# Start of Data supplied

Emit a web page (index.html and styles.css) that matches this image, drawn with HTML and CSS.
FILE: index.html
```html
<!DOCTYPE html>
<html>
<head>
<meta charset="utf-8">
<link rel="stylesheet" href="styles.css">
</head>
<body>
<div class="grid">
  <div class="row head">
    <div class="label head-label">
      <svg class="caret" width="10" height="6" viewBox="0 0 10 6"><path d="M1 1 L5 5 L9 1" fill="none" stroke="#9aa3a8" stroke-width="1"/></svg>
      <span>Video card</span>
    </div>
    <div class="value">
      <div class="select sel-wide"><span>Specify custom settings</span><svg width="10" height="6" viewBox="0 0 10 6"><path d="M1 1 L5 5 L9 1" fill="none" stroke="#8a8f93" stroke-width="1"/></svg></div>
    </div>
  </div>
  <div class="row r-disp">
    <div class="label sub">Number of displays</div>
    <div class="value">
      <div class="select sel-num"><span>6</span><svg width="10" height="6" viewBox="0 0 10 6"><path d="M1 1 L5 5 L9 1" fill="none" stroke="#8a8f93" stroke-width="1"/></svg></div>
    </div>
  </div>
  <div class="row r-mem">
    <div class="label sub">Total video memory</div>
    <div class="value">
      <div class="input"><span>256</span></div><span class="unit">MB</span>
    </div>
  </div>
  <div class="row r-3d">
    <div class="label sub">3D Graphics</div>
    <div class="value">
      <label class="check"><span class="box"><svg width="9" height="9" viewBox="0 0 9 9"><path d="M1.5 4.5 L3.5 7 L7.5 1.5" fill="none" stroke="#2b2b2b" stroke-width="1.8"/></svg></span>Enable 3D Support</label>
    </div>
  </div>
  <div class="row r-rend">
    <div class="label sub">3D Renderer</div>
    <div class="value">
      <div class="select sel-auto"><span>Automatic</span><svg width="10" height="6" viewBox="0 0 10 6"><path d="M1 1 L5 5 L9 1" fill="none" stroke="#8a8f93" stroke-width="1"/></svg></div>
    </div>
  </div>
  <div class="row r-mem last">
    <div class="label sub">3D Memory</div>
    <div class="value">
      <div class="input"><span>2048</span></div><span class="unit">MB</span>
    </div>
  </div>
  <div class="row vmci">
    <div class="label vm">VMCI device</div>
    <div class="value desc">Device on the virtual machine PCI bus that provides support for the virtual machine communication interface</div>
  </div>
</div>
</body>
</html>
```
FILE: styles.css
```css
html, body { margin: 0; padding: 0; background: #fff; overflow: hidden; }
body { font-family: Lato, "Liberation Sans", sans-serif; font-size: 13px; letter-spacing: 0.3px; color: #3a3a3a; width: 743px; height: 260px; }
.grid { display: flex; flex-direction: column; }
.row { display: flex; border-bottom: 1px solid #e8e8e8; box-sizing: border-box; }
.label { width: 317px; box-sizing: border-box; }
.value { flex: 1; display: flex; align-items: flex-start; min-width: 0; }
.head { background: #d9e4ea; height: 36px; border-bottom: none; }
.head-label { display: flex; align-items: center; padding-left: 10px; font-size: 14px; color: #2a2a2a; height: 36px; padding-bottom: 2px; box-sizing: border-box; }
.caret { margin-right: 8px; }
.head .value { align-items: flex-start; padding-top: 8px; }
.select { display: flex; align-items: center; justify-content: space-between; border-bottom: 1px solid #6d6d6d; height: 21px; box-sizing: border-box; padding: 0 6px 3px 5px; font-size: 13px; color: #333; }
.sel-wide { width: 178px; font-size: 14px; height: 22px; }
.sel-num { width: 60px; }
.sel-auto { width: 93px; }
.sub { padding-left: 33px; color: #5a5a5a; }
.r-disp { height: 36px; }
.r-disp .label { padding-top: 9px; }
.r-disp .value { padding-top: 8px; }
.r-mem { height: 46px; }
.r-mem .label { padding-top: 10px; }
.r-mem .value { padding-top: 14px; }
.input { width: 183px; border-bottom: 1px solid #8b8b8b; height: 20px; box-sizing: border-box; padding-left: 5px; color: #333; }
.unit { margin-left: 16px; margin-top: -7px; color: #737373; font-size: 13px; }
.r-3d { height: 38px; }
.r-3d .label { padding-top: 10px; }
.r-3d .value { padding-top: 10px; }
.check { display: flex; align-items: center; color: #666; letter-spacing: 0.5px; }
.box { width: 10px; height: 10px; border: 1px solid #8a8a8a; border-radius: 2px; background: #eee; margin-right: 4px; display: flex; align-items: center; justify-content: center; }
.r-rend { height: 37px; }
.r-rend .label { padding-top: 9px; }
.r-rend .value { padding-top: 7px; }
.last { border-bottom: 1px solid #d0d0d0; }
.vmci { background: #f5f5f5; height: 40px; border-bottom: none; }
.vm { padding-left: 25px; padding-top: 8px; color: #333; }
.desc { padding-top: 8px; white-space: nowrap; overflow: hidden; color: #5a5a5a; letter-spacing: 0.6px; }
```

# End of Data supplied
# Start of Data supplied

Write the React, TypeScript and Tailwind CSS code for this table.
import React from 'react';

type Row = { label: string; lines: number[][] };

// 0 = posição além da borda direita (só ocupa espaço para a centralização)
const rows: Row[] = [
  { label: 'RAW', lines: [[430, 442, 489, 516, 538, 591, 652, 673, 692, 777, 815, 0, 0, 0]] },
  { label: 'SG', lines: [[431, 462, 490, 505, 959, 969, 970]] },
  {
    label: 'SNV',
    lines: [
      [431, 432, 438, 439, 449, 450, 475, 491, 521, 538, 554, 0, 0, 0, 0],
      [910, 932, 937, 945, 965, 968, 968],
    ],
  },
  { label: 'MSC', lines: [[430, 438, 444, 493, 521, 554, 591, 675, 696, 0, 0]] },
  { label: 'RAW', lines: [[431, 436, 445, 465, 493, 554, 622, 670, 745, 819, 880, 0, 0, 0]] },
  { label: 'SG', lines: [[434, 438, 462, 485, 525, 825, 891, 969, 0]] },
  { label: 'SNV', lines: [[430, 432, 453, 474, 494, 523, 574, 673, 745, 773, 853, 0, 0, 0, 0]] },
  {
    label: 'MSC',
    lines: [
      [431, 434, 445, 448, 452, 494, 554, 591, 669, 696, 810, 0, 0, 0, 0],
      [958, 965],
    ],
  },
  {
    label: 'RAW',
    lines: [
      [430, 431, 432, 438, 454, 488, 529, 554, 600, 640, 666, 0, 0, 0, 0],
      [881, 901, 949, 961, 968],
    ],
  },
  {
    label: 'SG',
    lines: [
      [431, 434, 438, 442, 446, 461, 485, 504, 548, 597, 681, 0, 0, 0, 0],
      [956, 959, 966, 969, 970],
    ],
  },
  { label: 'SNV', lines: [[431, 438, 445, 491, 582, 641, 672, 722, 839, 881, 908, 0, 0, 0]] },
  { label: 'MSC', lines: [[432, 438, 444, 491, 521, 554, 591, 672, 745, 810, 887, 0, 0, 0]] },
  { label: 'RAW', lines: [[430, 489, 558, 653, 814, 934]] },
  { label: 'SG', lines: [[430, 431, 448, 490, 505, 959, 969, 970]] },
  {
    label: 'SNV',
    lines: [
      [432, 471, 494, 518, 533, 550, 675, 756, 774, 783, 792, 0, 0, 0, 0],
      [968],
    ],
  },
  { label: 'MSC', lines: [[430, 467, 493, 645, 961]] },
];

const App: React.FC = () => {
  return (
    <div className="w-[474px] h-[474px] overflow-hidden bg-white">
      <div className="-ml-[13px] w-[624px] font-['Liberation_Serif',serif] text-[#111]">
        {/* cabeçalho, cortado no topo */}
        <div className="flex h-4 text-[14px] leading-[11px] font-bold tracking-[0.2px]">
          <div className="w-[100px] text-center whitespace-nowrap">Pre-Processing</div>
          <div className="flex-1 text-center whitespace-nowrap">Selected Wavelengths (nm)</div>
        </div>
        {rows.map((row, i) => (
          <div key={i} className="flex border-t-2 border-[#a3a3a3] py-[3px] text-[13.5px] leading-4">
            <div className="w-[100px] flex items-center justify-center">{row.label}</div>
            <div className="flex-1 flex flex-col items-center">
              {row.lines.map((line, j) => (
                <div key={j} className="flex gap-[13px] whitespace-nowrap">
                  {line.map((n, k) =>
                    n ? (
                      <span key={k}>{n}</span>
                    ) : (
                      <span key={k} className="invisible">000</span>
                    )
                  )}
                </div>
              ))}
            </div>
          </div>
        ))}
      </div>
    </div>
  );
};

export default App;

# End of Data supplied

Task goal:
Say how many lines in the records hold "styles", with the number as the whole reply.

Task response:
3